Mia Rabson is a born and bred Winnipegger whose interest in politics seemed clear when she dressed up as Prime Minister Brian Mulroney for Halloween in the 7th grade.

Her interest in writing was no surprise to her parents, who learned early in Mia’s life that no piece of blank paper — or wall, for that matter — was safe in her hands.

She holds an honours BA in English from Queen’s University, a master’s degree in journalism from the University of Western Ontario, and has completed a political journalism fellowship in Washington, D.C. with the Washington Centre for Politics and Journalism.

Prior to working for the Winnipeg Free Press, Mia briefly worked for the Detroit News in the paper’s Washington bureau.

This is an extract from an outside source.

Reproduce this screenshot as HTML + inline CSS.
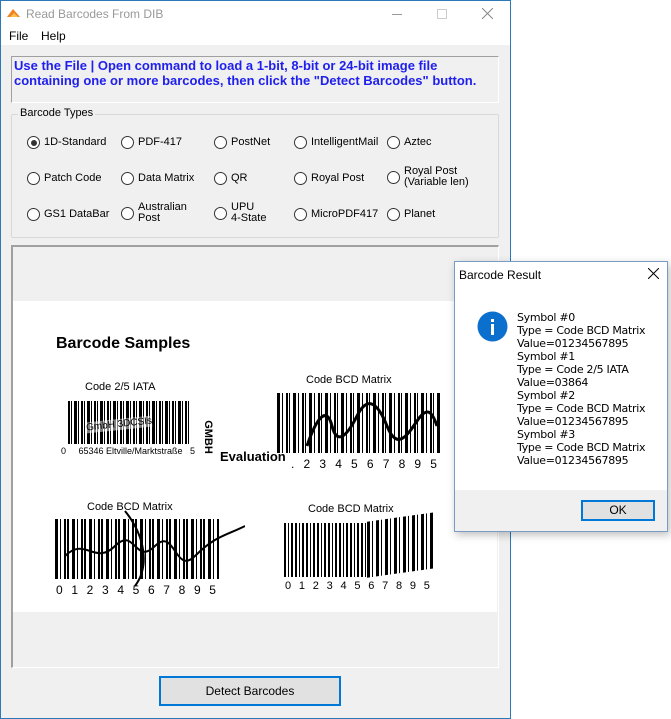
<!DOCTYPE html>
<html><head><meta charset="utf-8"><style>
*{margin:0;padding:0;box-sizing:border-box}
body{width:671px;height:719px;background:#fff;position:relative;overflow:hidden;font-family:"Liberation Sans","DejaVu Sans",sans-serif;font-size:12px;color:#000}
.a{position:absolute}
#win{left:0;top:0;width:511px;height:719px;border:1px solid #2b79b8;background:#f0f0f0}
.bc{position:absolute}
.r{position:absolute;display:flex;align-items:center;font-size:11px;line-height:11px}
.r i{display:inline-block;width:13px;height:13px;border:1px solid #333;border-radius:50%;background:#fff;margin-right:4px;flex:none;position:relative}
.r i.on::after{content:"";position:absolute;left:2.5px;top:2.5px;width:6px;height:6px;border-radius:50%;background:#333}
.num{position:absolute;font-size:11px;display:flex;justify-content:space-between;font-family:"Liberation Sans",sans-serif}
</style></head><body>
<div id="win" class="a">
 <div class="a" style="left:0;top:0;width:509px;height:44px;background:#fff"></div>
 <svg class="a" style="left:6px;top:7px" width="14" height="10"><path d="M0 9 L6 1 L13 9 Z" fill="#f08020"/><path d="M3 9 L7 5 L11 9Z" fill="#f7c050"/></svg>
 <div class="a" style="left:25px;top:6px;font-size:12px;color:#999">Read Barcodes From DIB</div>
 <div class="a" style="left:391px;top:13px;width:10px;height:1px;background:#999"></div>
 <div class="a" style="left:436px;top:8px;width:10px;height:10px;border:1px solid #ccc"></div>
 <svg class="a" style="left:481px;top:7px" width="11" height="11"><path d="M0 0L11 11M11 0L0 11" stroke="#888" stroke-width="1"/></svg>
 <div class="a" style="left:8px;top:28px;font-size:12px">File</div>
 <div class="a" style="left:40px;top:28px;font-size:12px">Help</div>
 <div class="a" style="left:10px;top:55px;width:488px;height:47px;border:1px solid #a0a0a0;border-right-color:#fff;border-bottom-color:#fff"></div>
 <div class="a" style="left:13px;top:57px;color:#2020ee;font-weight:bold;font-size:13px;line-height:15px;white-space:nowrap">Use the File | Open command to load a 1-bit, 8-bit or 24-bit image file<br>containing one or more barcodes, then click the "Detect Barcodes" button.</div>
 <div class="a" style="left:10px;top:113px;width:488px;height:124px;border:1px solid #d8d8d8;border-radius:2px"></div>
 <div class="a" style="left:17px;top:106px;background:#f0f0f0;padding:0 2px;font-size:11px">Barcode Types</div>
 <div class="r" style="left:26px;top:135px"><i class="on"></i>1D-Standard</div>
 <div class="r" style="left:120px;top:135px"><i></i>PDF-417</div>
 <div class="r" style="left:213px;top:135px"><i></i>PostNet</div>
 <div class="r" style="left:293px;top:135px"><i></i>IntelligentMail</div>
 <div class="r" style="left:386px;top:135px"><i></i>Aztec</div>
 <div class="r" style="left:26px;top:171px"><i></i>Patch Code</div>
 <div class="r" style="left:120px;top:171px"><i></i>Data Matrix</div>
 <div class="r" style="left:213px;top:171px"><i></i>QR</div>
 <div class="r" style="left:293px;top:171px"><i></i>Royal Post</div>
 <div class="r" style="left:386px;top:165px"><i></i>Royal Post<br>(Variable len)</div>
 <div class="r" style="left:26px;top:207px"><i></i>GS1 DataBar</div>
 <div class="r" style="left:120px;top:201px"><i></i>Australian<br>Post</div>
 <div class="r" style="left:213px;top:201px"><i></i>UPU<br>4-State</div>
 <div class="r" style="left:293px;top:207px"><i></i>MicroPDF417</div>
 <div class="r" style="left:386px;top:207px"><i></i>Planet</div>
 <div class="a" style="left:10px;top:244px;width:488px;height:423px;border:1px solid #a0a0a0;border-right-color:#fff;border-bottom-color:#fff;border-width:2px 1px 1px 2px"></div>
 <div class="a" style="left:12px;top:300px;width:484px;height:311px;background:#fff"></div>
 <div class="a" style="left:55px;top:334px;font-weight:bold;font-size:16px">Barcode Samples</div>
 <div class="a" style="left:84px;top:380px;font-size:11px">Code 2/5 IATA</div>
 <div class="bc" style="left:67px;top:400px;width:121px;height:43px;background:repeating-linear-gradient(90deg,#000 0 2px,#fff 2px 3px,#000 3px 4px,#fff 4px 6px,#000 6px 9px,#fff 9px 10px,#000 10px 11px,#fff 11px 13px)"></div>
 <div class="a" style="left:85px;top:418px;font-size:10px;background:rgba(255,255,255,.5);transform:rotate(-6deg)">GmbH 3DCSIs</div>
 <div class="a" style="left:60px;top:445px;font-size:9px">0 &nbsp; &nbsp; 65346 Eltville/Marktstraße &nbsp; 5</div>
 <div class="a" style="left:190px;top:430px;font-size:11px;font-weight:bold;transform:rotate(90deg)">GMBH</div>
 <div class="a" style="left:219px;top:448px;font-weight:bold;font-size:13px">Evaluation</div>
 <div class="a" style="left:305px;top:373px;font-size:11px">Code BCD Matrix</div>
 <div class="bc" style="left:276px;top:392px;width:164px;height:60px;background:repeating-linear-gradient(90deg,#000 0 3px,#fff 3px 5px,#000 5px 6px,#fff 6px 9px,#000 9px 11px,#fff 11px 12px,#000 12px 13px,#fff 13px 16px)"></div>
 <svg class="a" style="left:296px;top:395px" width="145" height="60"><path d="M10 50C20 20 30 10 35 30S50 40 60 20 80 5 90 30 110 40 120 25 135 15 140 30" stroke="#000" stroke-width="3" fill="none"/></svg>
 <div class="num" style="left:290px;top:456px;width:146px;font-size:12px"><span>.</span><span>2</span><span>3</span><span>4</span><span>5</span><span>6</span><span>7</span><span>8</span><span>9</span><span>5</span></div>
 <div class="a" style="left:86px;top:500px;font-size:11px">Code BCD Matrix</div>
 <div class="bc" style="left:54px;top:518px;width:164px;height:60px;background:repeating-linear-gradient(90deg,#000 0 3px,#fff 3px 5px,#000 5px 6px,#fff 6px 9px,#000 9px 11px,#fff 11px 12px,#000 12px 14px,#fff 14px 17px)"></div>
 <svg class="a" style="left:54px;top:505px" width="190" height="85"><path d="M10 50C30 30 40 60 60 40S80 60 100 40 120 70 140 50 170 30 190 20M70 5C90 30 95 60 80 80" stroke="#000" stroke-width="2" fill="none"/></svg>
 <div class="num" style="left:55px;top:582px;width:160px;font-size:12px"><span>0</span><span>1</span><span>2</span><span>3</span><span>4</span><span>5</span><span>6</span><span>7</span><span>8</span><span>9</span><span>5</span></div>
 <div class="a" style="left:307px;top:502px;font-size:11px">Code BCD Matrix</div>
 <div class="bc" style="left:283px;top:522px;width:82px;height:54px;background:repeating-linear-gradient(90deg,#000 0 2px,#fff 2px 4px,#000 4px 5px,#fff 5px 7px,#000 7px 9px,#fff 9px 11px)"></div>
 <div class="bc" style="left:366px;top:516px;width:68px;height:56px;transform:skewY(-8deg);background:repeating-linear-gradient(90deg,#000 0 3px,#fff 3px 5px,#000 5px 6px,#fff 6px 9px)"></div>
 <div class="num" style="left:284px;top:579px;width:145px;font-size:11px"><span>0</span><span>1</span><span>2</span><span>3</span><span>4</span><span>5</span><span>6</span><span>7</span><span>8</span><span>9</span><span>5</span></div>
 <div class="a" style="left:158px;top:675px;width:182px;height:30px;border:2px solid #0078d7;background:#e1e1e1;text-align:center;line-height:26px">Detect Barcodes</div>
</div>
<div class="a" style="left:454px;top:261px;width:214px;height:271px;border:1px solid #7a9cc4;background:#fff;box-shadow:2px 3px 8px rgba(0,0,0,.25)">
 <div class="a" style="left:4px;top:6px;font-size:12px">Barcode Result</div>
 <svg class="a" style="left:193px;top:6px" width="11" height="11"><path d="M0 0L11 11M11 0L0 11" stroke="#000" stroke-width="1"/></svg>
 <svg class="a" style="left:22px;top:49px" width="31" height="31"><circle cx="15.5" cy="15.5" r="15" fill="#0b6fce"/><rect x="14" y="13" width="3" height="11" fill="#fff"/><rect x="14" y="8" width="3" height="3" fill="#fff"/></svg>
 <div class="a" style="left:62px;top:49px;font-size:11px;line-height:13px;font-family:'DejaVu Sans',sans-serif;letter-spacing:-.3px">Symbol #0<br>Type = Code BCD Matrix<br>Value=01234567895<br>Symbol #1<br>Type = Code 2/5 IATA<br>Value=03864<br>Symbol #2<br>Type = Code BCD Matrix<br>Value=01234567895<br>Symbol #3<br>Type = Code BCD Matrix<br>Value=01234567895</div>
 <div class="a" style="left:0;top:228px;width:212px;height:41px;background:#f0f0f0"></div>
 <div class="a" style="left:126px;top:238px;width:74px;height:21px;border:2px solid #0078d7;background:#e1e1e1;text-align:center;line-height:17px">OK</div>
</div>
</body></html>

Mia joined the Free Press team in February 2001, and in April 2001 was appointed to the Manitoba legislature bureau. In December 2004, she was appointed bureau chief at the legislature. She became the newspaper’s parliamentary bureau chief/national reporter in Ottawa in January 2008.

In 2008 she was nominated for a Michener Award with a team of reporters from the Free Press for its coverage of the province’s child welfare system.

She counts reliving the invasion at Dieppe, France, with veterans of the failed Second World War expedition and overcoming her fear of heights to touch the Golden Boy statue atop the Legislative Building among her favourite experiences as a reporter.